Das dritte Kapitel behandelt Neid im Kontext von Lohn- und Ehrvorstellungen anhand des mittelalterlichen Präzedenzfalls Giovanni Pisanos, der für seine Arbeit von dem Baubeauftragten der Opera Duomo in Pisa nicht nach Vereinbarung entlohnt wird. Prompt hält Giovanni seine beschnittene Ehre auf der Kanzel fest, die dem Betrachter wünscht, vom Neid verschont zu bleiben. Pisano positioniert seinen Namen in der Inschrift unmittelbar unterhalb des Judaskusses (116). Gerechter Lohn und Neid zeichnen sich ebenso in Filaretes Porta Argentea ab, deren Analyse Graul großen Platz einräumt, um eine ikonografische Verbindung zu Mantegnas Telchinen nachzuweisen.

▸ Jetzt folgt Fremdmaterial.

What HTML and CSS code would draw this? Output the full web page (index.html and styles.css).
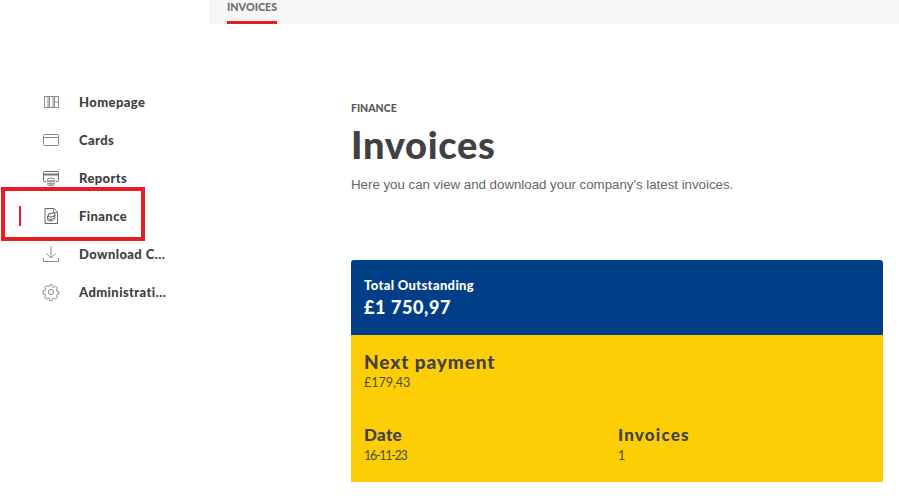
FILE: index.html
```html
<!DOCTYPE html>
<html lang="en">
<head>
<meta charset="utf-8">
<title>Invoices</title>
<link rel="stylesheet" href="styles.css">
</head>
<body>
<div class="page">
  <aside class="sidebar">
    <nav class="nav">
      <a class="nav-item">
        <svg class="icon" viewBox="0 0 16 16"><path d="M1.500 2.500h14v11h-14zM5 2.500v11M6.500 2.500v11M10 2.500v11M11.500 2.500v11M12 8h3.500"/></svg>
        <span class="nav-label">Homepage</span>
      </a>
      <a class="nav-item">
        <svg class="icon" viewBox="0 0 16 16"><rect x=".5" y="2.500" width="15" height="11" rx="1"/><path d="M.5 5.500h15"/></svg>
        <span class="nav-label">Cards</span>
      </a>
      <a class="nav-item">
        <svg class="icon" viewBox="0 0 16 16"><path class="dark" d="M3 11.500H1.500a1 1 0 0 1-1-1v-8a1 1 0 0 1 1-1h13a1 1 0 0 1 1 1v8a1 1 0 0 1-1 1H13"/><path class="thick" d="M.5 4.500h15"/><ellipse cx="8" cy="10" rx="4" ry="1.800"/><ellipse cx="8" cy="12.500" rx="4" ry="1.800"/><ellipse cx="8" cy="14.500" rx="3.500" ry="1.300"/></svg>
        <span class="nav-label">Reports</span>
      </a>
      <a class="nav-item is-active">
        <svg class="icon" viewBox="0 0 16 16"><path class="dark" d="M2 .5h9l3.500 3.500v11.500H2z"/><path d="M10.500.5v4h4"/><ellipse class="dark" cx="8.500" cy="7" rx="3.600" ry="1.800" transform="rotate(-15 8.500 7)"/><path class="dark" d="M4.500 8v3.500c0 1 1.500 1.600 3.500 1.300s3.800-1.300 3.800-2.300V7M4.500 10c0 1 1.500 1.600 3.500 1.300s3.800-1.300 3.800-2.300"/></svg>
        <span class="nav-label">Finance</span>
      </a>
      <a class="nav-item">
        <svg class="icon" viewBox="0 0 16 16"><path d="M8 .5v11M3.500 7.500 8 12l4.500-4.500M.5 12v3.500h15V12"/></svg>
        <span class="nav-label">Download Cards</span>
      </a>
      <a class="nav-item">
        <svg class="icon" viewBox="0 0 16 16"><circle cx="8" cy="8" r="2.600"/><path d="M6.800.8h2.400l.4 2 1.300.6 1.800-1.100 1.700 1.700-1.100 1.800.6 1.300 2 .4v2.400l-2 .4-.6 1.300 1.100 1.800-1.700 1.700-1.800-1.100-1.300.6-.4 2H6.800l-.4-2-1.300-.6-1.800 1.100-1.700-1.700 1.100-1.800-.6-1.300-2-.4V6.800l2-.4.600-1.300-1.100-1.800 1.700-1.700 1.800 1.100 1.300-.6z"/></svg>
        <span class="nav-label">Administration</span>
      </a>
    </nav>
  </aside>
  <div class="main">
    <div class="tabs"><a class="tab">INVOICES</a></div>
    <main class="content">
      <p class="eyebrow">FINANCE</p>
      <h1 class="title">Invoices</h1>
      <p class="intro">Here you can view and download your company's latest invoices.</p>
      <section class="card">
        <div class="card-head">
          <div class="head-label">Total Outstanding</div>
          <div class="head-value">£1 750,97</div>
        </div>
        <div class="card-body">
          <div class="next">
            <div class="field-label">Next payment</div>
            <div class="field-value">£179,43</div>
          </div>
          <div class="fields">
            <div>
              <div class="field-label date-label">Date</div>
              <div class="field-value date-value">16-11-23</div>
            </div>
            <div>
              <div class="field-label count-label">Invoices</div>
              <div class="field-value">1</div>
            </div>
          </div>
        </div>
      </section>
    </main>
  </div>
</div>
<div class="highlight"></div>
</body>
</html>
```

FILE: styles.css
```css
* { box-sizing: border-box; }
html, body { margin: 0; padding: 0; height: 100%; overflow: hidden; background: #fff; }
body { font-family: "Lato", "Liberation Sans", sans-serif; color: #414042; }

.page { display: flex; width: 899px; height: 502px; }

.sidebar { width: 209px; flex: none; padding-top: 83px; }
.nav { display: flex; flex-direction: column; }
.nav-item {
  position: relative;
  display: flex;
  align-items: center;
  gap: 20px;
  height: 38px;
  padding-left: 43px;
}
.icon { width: 16px; height: 16px; flex: none; fill: none; stroke: #8a8a8a; stroke-width: 1; overflow: visible; }
.icon .thick { stroke-width: 2; stroke: #777; }
.icon .dark { stroke: #666; }
.nav-label {
  width: 88px;
  font-size: 13px;
  font-weight: 900;
  letter-spacing: .4px;
  white-space: nowrap;
  overflow: hidden;
  text-overflow: ellipsis;
}
.nav-item.is-active::before {
  content: "";
  position: absolute;
  left: 19px;
  top: 9px;
  width: 2px;
  height: 20px;
  background: #e41f26;
}

.main { flex: 1; min-width: 0; }
.tabs { display: flex; height: 24px; background: #f6f6f6; padding-left: 18px; }
.tab {
  display: block;
  height: 24px;
  border-bottom: 3px solid #e41f26;
  font-size: 10.8px;
  line-height: 13px;
  font-weight: 900;
  color: #6f6f6f;
}

.content { padding: 77px 16px 0 142px; }
.eyebrow { margin: 0; font-size: 10.5px; line-height: 14px; font-weight: 900; color: #58585a; }
.title { margin: 6px 0 0; font-size: 38px; line-height: 46px; font-weight: 900; color: #414042; letter-spacing: .7px; }
.intro { margin: 9px 0 0; font-family: "Liberation Sans", sans-serif; font-size: 13.33px; line-height: 17px; letter-spacing: -.03px; color: #666; }

.card { margin-top: 67px; border-radius: 3px 3px 0 0; overflow: hidden; }
.card-head { height: 75px; background: #003f88; color: #fff; padding: 17px 13px 0; }
.head-label { font-size: 13px; line-height: 16px; font-weight: 900; letter-spacing: .35px; }
.head-value { margin-top: 3px; font-size: 18px; line-height: 22px; font-weight: 900; letter-spacing: .6px; }
.card-body { height: 147px; background: #fdce06; padding: 16px 13px 0; }
.field-label { font-size: 19px; line-height: 22px; font-weight: 900; color: #414042; letter-spacing: .9px; }
.date-label { font-size: 17px; letter-spacing: .3px; }
.count-label { font-size: 17px; letter-spacing: 1.2px; }
.field-value { margin-top: 2px; font-size: 12.5px; line-height: 16px; color: #4a4f2e; }
.date-value { letter-spacing: -1.3px; }
.fields { display: grid; grid-template-columns: 254px 1fr; margin-top: 33px; }

.highlight {
  position: absolute;
  left: 1px;
  top: 187px;
  width: 144px;
  height: 54px;
  border: 4px solid #e91c24;
}
```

Filarete begegnet Invidia ähnlich wie Mantegna mit Humor, indem er sich – Invidia zum Trotz – im Reigentanz mit seiner Werkstatt inszeniert (144).
Gerade das vierte Kapitel weckt den Eindruck, dass der Neid nicht nur „ein“ Laster, sondern zur moralischen Größe des Bösen schlechthin herangewachsen ist. Anhand der eindringlichen Studie von Leonardos Zwitterwesen, das Neid und Tugend bzw. Ruhm in einer Figur vereint, führt der erste Abschnitt das frühneuzeitliche Gegensatzdenken ein (178). Leonardos Zeichnung zeigt in Grauls Analyse Apoll aus dessen Bauch Invidia herauswächst. Während Apoll ihr die Augen mit einem Ölzweig auszustechen versucht, sprießen ihm aus Invidias Mund Schlangen entgegen (154).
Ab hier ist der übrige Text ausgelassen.